3. In 1870, William Robinson installed the first track circuit (open-circuit principle) at Kinzua, Pa, and used an electromagnetic disc-type signal. In 1872, Robinson changed the arrangement of the track circuit to the closed-circuit principle, which is still in use today.


4. On December 7, 1870, the first interlocking was installed in the US, a British Saxby & Farmer machine at Top of the Hill Jct, Trenton, NJ, on the Philadelphia & Trenton RR.  Without doubt the semaphore arm, which had been used since 1843 in England, was used.


5 In 1874, the first US-made interlocking machine was installed by John M. Toucey & William Buchanan at Spuytin Duyvil, NY, 15 miles north of New York City, on the Hudson River RR, replacing a previous British interlocking machine about which I have found no information.

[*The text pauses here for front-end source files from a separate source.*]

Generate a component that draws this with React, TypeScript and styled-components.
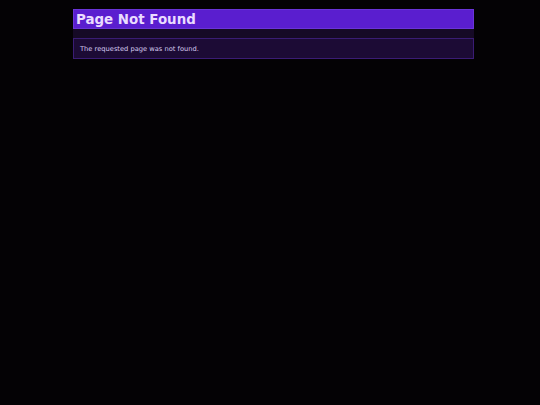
import styled, { createGlobalStyle } from "styled-components";

const GlobalStyle = createGlobalStyle`
  html, body {
    margin: 0;
    padding: 0;
    background: #040205;
    font-family: "DejaVu Sans", sans-serif;
  }
`;

const Page = styled.div`
  padding: 9px 0 0 73px;
  min-height: 405px;
  box-sizing: border-box;
`;

const Panel = styled.section`
  width: 401px;
  background: #160a26;
`;

const Title = styled.h1`
  margin: 0;
  height: 20px;
  padding: 0 2px;
  background: #5a1ecf;
  border: 1px solid #6a34d8;
  box-sizing: border-box;
  color: #eadcff;
  font-size: 13.4px;
  font-weight: bold;
  line-height: 19px;
`;

const Message = styled.div`
  margin-top: 9px;
  height: 21px;
  padding: 0 6px;
  background: #1c0b35;
  border: 1px solid #3a1c74;
  box-sizing: border-box;
  color: #d6caf0;
  font-size: 6.7px;
  line-height: 21px;
`;

export default function App() {
  return (
    <>
      <GlobalStyle />
      <Page>
        <Panel>
          <Title>Page Not Found</Title>
          <Message>The requested page was not found.</Message>
        </Panel>
      </Page>
    </>
  );
}
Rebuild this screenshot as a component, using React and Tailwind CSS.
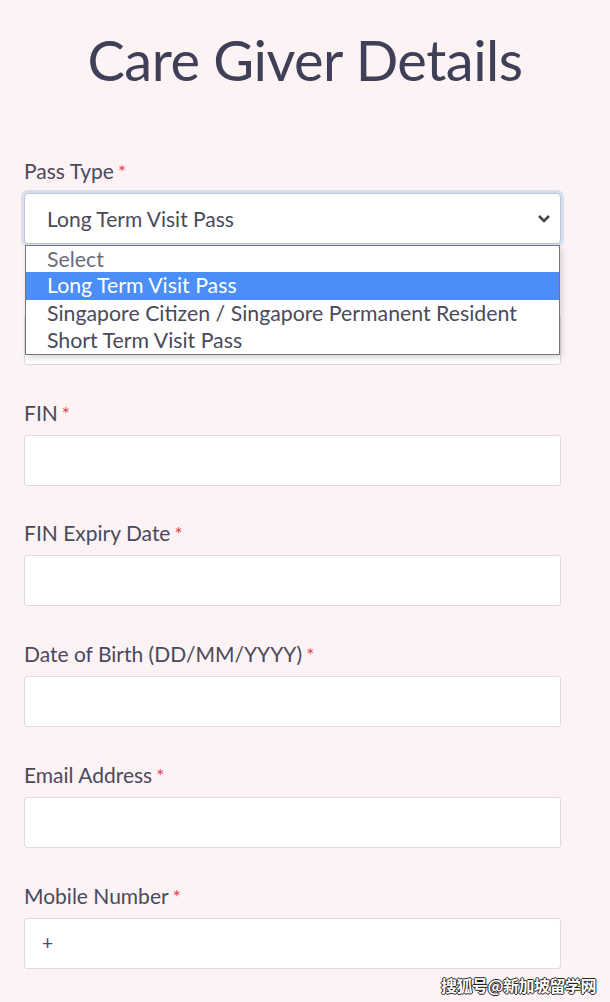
import React from "react";

const fields = [
    { label: "Full Name", value: "" },
    { label: "FIN", value: "" },
    { label: "FIN Expiry Date", value: "" },
    { label: "Date of Birth (DD/MM/YYYY)", value: "" },
    { label: "Email Address", value: "" },
    { label: "Mobile Number", value: "+" },
];

const options = [
    "Select",
    "Long Term Visit Pass",
    "Singapore Citizen / Singapore Permanent Resident",
    "Short Term Visit Pass",
];

function Label({ children }) {
    return (
        <label className="flex items-baseline h-[24px] text-[21px] leading-[24px] text-[#4a4a5c] mb-[10px]">
            {children}
            <span className="text-[#e0434f] ml-[4px] text-[19px] leading-[24px]">*</span>
        </label>
    );
}

export default function App() {
    return (
        <div
            className="relative min-h-[1002px] bg-[#fdf2f4] pt-[26px]"
            style={{ fontFamily: "Lato, 'Noto Sans', sans-serif" }}
        >
            <h1 className="text-center text-[56px] leading-[67px] text-[#3f3f58] tracking-[-0.5px] mb-[66px]">
                Care Giver Details
            </h1>

            <form className="ml-6 w-[537px]">
                <div className="relative mb-[35.75px] z-10">
                    <Label>Pass Type</Label>
                    <div className="h-[51px] rounded-[4px] border border-[#bfc5d8] shadow-[0_0_0_3px_#d9deec] bg-white flex items-center justify-between pl-[22px] pr-[9px] text-[21px] text-[#4a4a5c]">
                        <span>Long Term Visit Pass</span>
                        <svg width="14" height="10" viewBox="0 0 14 10" className="text-[#444]">
                            <polyline points="2,2 7,7 12,2" fill="none" stroke="currentColor" strokeWidth="2.6" />
                        </svg>
                    </div>
                    <ul className="absolute left-px top-[86px] w-[535px] bg-white border border-[#767676] shadow-[2px_3px_6px_rgba(0,0,0,0.15)] text-[21.3px] leading-[27px] text-[#4a4a5c]">
                        {options.map((opt, i) => (
                            <li
                                key={opt}
                                className={
                                    i === 1
                                        ? "bg-[#4a8ef6] text-white pl-[21px] h-[28px]"
                                        : i === 0
                                        ? "pl-[21px] h-[26px] text-[#6b6b78]"
                                        : "pl-[21px] h-[27px]"
                                }
                            >
                                {opt}
                            </li>
                        ))}
                    </ul>
                </div>

                {fields.map((f) => (
                    <div key={f.label} className="mb-[35.75px]">
                        <Label>{f.label}</Label>
                        <div className="h-[51px] rounded-[3px] border border-[#e0dada] bg-white flex items-center pl-[17px] text-[19px] text-[#4a4a5c]">
                            {f.value}
                        </div>
                    </div>
                ))}
            </form>

            <div
                className="absolute left-[441px] top-[973px] text-[16px] font-bold text-white tracking-[-0.5px]"
                style={{
                    fontFamily: "'Noto Sans CJK SC', sans-serif",
                    textShadow: "1px 0 0 #222, -1px 0 0 #222, 0 1px 0 #222, 0 -1px 0 #222",
                }}
            >
                搜狐号@新加坡留学网
            </div>
        </div>
    );
}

6. Written accounts indicate that, at the time of the completion of the Transcontinental Railroad in the US (1866,) semaphores were not in use on that road, and a red flag was stuck into a post to indicate that Train Orders were to be received.


TENTATIVE CONCLUSION: It appears to me that a date for the introduction of the semaphore arm in the US is probably bracket by two events:  (a) The 1851 implementation of the Train Order, and (b) the 1870 installation of a Saxby & Farmer interlocking machine at Top of the Hill Jct in Trenton.  Prior to the 1851 implementation of the Train Order, there would have been no use for a semaphore arm in American railroad practice. But with the 1870 installation of a British interlocking at Top of the Hill Jct, New Jersey, the British semaphore arm, which had been in use for 27 years in England, without doubt came to America.




1. Following the "invention" of the Train Order in 1851, how did the New York & Erie RR indicate that Train Orders were to be received at a station? Was the "red flag in a post" used, a semaphore arm, or some other device? At what date did the NY&E begin using semaphore arms to indicate the delivery of Train Orders?


2. Was the semaphore arm being used in the US for any purpose prior to the 1870 installation of the British interlocking at Top of the Hill Jct?


3.  Did William Robinson, following his 1870/1872 invention of the track circuit, ever change from disc signals to semaphore arms?  During Robinson's 1876-1877-1878 installations on the Boston & Providence RR, the Old Colony RR, and the Boston Lowell & Nashua RR, what did he use for signals... discs or semaphore arms?  Are there surviving Robinson patents or items of advertising from this period, which might furnish an answer?